-- Stated goal --
Retype the data exactly, from its first line to the line containing "px-[5px] border-l border-[#e3e3e3]", including both, and skip any picture.

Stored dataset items
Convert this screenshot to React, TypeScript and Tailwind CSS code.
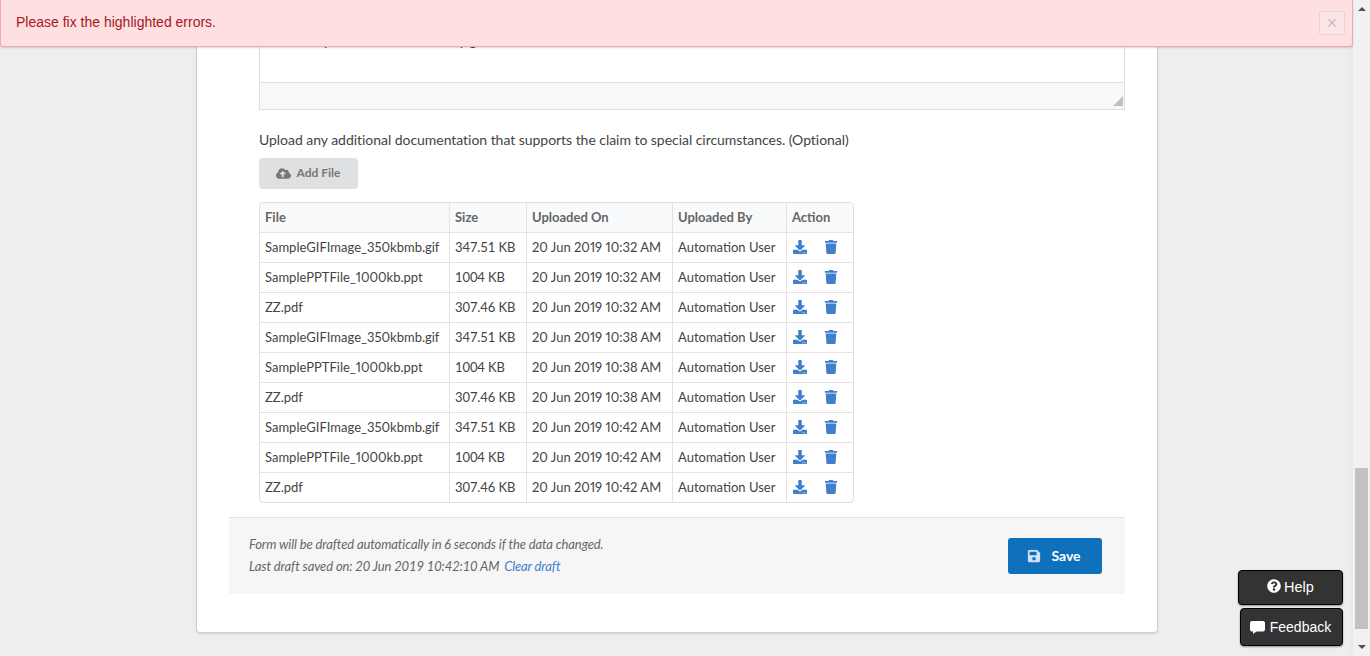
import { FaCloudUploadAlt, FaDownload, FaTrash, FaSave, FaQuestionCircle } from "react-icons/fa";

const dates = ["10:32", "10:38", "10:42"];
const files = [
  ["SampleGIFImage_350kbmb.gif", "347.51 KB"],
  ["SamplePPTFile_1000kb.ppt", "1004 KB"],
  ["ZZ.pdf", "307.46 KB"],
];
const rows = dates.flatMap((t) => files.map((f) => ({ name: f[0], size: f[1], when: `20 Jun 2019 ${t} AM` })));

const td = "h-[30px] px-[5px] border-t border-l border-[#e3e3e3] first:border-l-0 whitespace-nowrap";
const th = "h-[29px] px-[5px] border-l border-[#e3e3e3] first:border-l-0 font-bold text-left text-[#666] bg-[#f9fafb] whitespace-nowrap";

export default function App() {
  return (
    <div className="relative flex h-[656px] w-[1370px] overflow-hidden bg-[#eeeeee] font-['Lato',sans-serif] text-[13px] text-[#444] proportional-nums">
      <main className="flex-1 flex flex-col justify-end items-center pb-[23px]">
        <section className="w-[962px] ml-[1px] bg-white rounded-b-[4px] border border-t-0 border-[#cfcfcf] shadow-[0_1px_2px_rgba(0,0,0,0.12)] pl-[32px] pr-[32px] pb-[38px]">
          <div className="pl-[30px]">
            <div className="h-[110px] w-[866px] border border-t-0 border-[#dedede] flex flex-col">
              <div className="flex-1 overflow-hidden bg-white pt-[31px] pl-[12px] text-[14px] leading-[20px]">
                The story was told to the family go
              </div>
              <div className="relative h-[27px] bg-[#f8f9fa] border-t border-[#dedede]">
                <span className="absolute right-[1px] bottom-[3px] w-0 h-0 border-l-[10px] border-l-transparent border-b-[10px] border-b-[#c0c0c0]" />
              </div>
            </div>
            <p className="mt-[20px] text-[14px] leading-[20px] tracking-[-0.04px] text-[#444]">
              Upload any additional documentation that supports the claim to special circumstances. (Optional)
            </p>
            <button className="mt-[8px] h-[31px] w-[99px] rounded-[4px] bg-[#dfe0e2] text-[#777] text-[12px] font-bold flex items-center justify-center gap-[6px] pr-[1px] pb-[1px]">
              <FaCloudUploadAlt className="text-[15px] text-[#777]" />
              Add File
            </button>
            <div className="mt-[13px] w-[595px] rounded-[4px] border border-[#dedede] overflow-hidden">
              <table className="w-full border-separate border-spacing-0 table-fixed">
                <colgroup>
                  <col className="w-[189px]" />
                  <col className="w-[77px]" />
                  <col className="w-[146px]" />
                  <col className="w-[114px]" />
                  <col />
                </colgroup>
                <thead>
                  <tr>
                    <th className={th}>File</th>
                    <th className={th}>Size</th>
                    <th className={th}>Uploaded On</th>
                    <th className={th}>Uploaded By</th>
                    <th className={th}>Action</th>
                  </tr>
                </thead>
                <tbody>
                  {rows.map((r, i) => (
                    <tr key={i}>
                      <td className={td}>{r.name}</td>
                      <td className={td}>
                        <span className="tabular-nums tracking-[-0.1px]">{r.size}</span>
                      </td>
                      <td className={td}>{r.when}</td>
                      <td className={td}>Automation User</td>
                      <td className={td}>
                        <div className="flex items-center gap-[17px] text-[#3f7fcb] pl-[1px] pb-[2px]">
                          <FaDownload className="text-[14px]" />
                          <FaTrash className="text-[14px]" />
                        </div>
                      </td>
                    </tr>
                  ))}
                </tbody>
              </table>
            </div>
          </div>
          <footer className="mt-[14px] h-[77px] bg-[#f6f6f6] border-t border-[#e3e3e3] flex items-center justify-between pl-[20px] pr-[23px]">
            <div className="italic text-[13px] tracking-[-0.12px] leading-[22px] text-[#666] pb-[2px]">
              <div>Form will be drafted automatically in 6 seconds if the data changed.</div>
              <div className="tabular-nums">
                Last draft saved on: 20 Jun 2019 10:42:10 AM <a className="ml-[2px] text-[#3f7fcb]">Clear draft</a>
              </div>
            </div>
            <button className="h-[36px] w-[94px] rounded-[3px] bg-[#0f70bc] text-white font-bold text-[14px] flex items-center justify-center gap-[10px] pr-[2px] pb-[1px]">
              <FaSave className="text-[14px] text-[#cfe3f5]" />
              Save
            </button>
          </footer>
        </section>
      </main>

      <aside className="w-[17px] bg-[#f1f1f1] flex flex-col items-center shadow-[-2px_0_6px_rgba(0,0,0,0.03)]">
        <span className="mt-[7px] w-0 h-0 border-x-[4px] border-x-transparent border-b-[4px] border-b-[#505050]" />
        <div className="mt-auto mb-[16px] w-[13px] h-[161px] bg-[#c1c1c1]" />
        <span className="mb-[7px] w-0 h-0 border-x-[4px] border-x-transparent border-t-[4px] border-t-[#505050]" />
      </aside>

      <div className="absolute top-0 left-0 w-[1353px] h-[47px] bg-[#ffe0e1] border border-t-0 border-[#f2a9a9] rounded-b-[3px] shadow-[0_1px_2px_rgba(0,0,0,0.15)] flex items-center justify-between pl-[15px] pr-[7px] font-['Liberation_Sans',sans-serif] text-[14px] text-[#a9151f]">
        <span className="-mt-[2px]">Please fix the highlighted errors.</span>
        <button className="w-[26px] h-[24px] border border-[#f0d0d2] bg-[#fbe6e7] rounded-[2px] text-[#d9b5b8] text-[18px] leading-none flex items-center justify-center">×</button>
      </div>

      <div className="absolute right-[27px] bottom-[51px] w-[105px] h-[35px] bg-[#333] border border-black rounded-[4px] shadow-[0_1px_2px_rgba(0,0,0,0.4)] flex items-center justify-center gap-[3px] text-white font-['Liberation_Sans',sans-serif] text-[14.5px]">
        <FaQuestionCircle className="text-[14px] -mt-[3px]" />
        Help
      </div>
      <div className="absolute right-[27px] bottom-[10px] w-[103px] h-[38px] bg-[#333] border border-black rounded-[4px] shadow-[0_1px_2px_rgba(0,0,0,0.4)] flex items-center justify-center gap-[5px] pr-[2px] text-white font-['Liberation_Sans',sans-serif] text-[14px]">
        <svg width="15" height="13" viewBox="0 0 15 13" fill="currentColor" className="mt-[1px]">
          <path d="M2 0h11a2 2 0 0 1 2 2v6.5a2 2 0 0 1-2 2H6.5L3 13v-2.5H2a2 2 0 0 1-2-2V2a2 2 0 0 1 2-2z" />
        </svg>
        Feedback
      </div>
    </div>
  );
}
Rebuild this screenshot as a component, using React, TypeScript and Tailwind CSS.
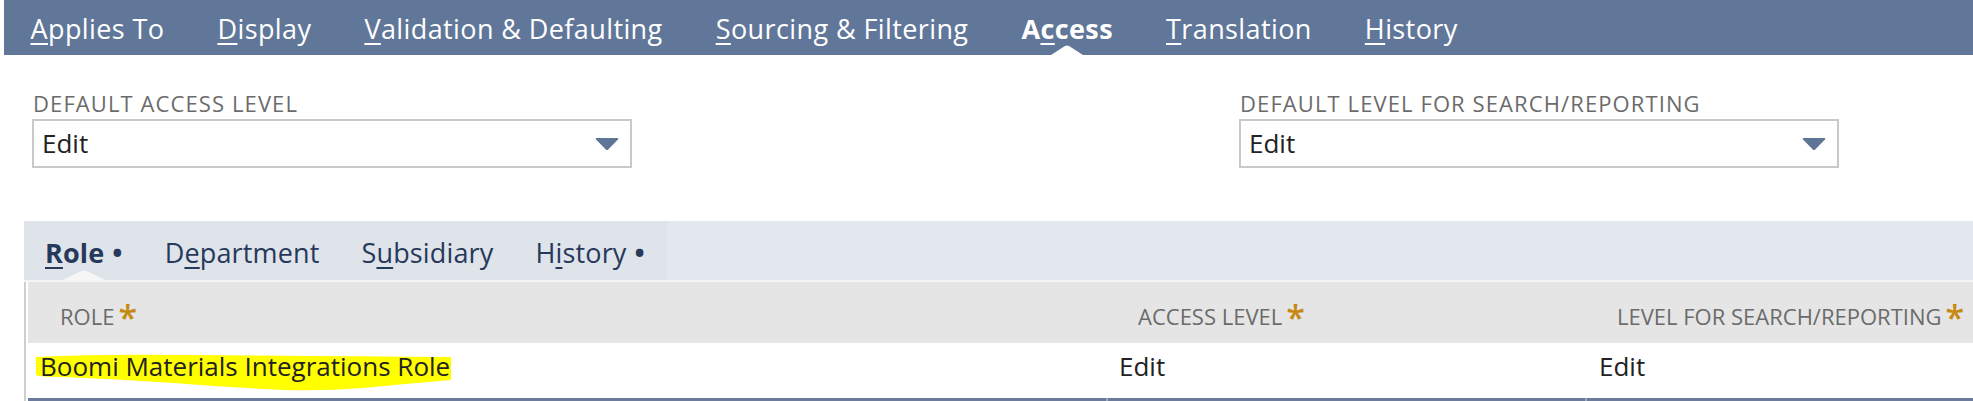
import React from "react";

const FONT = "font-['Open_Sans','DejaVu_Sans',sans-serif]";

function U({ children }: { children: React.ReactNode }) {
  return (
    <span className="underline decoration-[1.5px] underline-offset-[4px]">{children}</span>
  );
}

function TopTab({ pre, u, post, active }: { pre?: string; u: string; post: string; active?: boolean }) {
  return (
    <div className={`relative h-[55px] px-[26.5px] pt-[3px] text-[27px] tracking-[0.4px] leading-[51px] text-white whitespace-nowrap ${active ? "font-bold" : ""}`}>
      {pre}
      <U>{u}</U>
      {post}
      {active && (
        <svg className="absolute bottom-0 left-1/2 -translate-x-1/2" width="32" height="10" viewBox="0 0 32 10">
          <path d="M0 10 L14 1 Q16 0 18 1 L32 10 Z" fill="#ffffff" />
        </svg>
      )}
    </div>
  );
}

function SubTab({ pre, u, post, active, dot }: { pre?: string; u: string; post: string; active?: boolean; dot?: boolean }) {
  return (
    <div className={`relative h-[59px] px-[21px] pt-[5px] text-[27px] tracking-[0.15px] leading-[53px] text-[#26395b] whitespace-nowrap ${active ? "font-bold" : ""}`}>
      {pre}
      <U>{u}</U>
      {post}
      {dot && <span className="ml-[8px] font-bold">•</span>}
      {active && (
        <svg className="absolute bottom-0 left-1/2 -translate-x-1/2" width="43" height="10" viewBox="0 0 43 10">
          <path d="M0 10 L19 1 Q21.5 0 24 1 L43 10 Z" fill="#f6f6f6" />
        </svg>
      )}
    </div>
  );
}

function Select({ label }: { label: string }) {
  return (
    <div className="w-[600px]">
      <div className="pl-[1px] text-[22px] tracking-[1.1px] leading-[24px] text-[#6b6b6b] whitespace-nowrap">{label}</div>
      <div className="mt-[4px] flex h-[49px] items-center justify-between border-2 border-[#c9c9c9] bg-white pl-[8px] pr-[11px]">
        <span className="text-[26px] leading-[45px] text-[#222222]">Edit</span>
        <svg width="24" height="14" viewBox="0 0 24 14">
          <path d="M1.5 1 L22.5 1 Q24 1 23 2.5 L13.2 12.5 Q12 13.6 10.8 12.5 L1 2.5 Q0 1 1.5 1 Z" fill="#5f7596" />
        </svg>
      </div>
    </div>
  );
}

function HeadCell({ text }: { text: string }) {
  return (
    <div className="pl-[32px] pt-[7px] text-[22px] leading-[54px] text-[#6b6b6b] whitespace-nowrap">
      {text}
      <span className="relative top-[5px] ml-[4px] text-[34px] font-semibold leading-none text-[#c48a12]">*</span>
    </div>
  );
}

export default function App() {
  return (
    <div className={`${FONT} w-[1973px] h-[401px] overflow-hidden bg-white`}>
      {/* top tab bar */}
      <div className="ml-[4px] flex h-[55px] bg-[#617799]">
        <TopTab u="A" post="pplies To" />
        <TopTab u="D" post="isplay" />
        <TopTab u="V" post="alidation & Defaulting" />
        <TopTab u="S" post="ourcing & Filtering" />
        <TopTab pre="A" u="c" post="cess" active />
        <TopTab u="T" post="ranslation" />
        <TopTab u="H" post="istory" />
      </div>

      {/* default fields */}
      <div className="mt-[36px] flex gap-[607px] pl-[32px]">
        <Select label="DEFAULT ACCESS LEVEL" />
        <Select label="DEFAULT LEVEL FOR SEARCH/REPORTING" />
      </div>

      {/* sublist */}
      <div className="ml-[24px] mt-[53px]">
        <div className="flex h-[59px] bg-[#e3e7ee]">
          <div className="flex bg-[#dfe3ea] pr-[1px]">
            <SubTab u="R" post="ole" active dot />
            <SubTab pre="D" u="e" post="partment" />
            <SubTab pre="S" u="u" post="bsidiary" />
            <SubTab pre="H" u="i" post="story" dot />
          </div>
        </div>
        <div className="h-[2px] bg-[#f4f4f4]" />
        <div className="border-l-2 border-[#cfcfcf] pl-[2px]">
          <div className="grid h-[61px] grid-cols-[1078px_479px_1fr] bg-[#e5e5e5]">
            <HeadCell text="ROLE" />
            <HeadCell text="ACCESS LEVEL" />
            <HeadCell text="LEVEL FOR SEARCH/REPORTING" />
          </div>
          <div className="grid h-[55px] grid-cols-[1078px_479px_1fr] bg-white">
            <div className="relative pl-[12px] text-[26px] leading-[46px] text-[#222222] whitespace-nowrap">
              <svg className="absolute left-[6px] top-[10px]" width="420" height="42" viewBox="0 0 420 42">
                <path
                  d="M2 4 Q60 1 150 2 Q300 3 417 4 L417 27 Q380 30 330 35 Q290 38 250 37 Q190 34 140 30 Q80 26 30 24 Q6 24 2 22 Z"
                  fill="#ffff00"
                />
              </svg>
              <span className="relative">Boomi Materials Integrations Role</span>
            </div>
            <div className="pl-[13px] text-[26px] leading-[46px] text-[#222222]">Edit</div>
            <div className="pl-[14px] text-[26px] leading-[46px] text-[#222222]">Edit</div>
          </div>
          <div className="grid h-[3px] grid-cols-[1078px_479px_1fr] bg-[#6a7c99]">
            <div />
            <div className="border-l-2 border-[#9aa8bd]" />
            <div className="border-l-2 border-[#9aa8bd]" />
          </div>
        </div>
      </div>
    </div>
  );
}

-- Answer --
Convert this screenshot to React, TypeScript and Tailwind CSS code.
import { FaCloudUploadAlt, FaDownload, FaTrash, FaSave, FaQuestionCircle } from "react-icons/fa";

const dates = ["10:32", "10:38", "10:42"];
const files = [
  ["SampleGIFImage_350kbmb.gif", "347.51 KB"],
  ["SamplePPTFile_1000kb.ppt", "1004 KB"],
  ["ZZ.pdf", "307.46 KB"],
];
const rows = dates.flatMap((t) => files.map((f) => ({ name: f[0], size: f[1], when: `20 Jun 2019 ${t} AM` })));

const td = "h-[30px] px-[5px] border-t border-l border-[#e3e3e3] first:border-l-0 whitespace-nowrap";
const th = "h-[29px] px-[5px] border-l border-[#e3e3e3] first:border-l-0 font-bold text-left text-[#666] bg-[#f9fafb] whitespace-nowrap";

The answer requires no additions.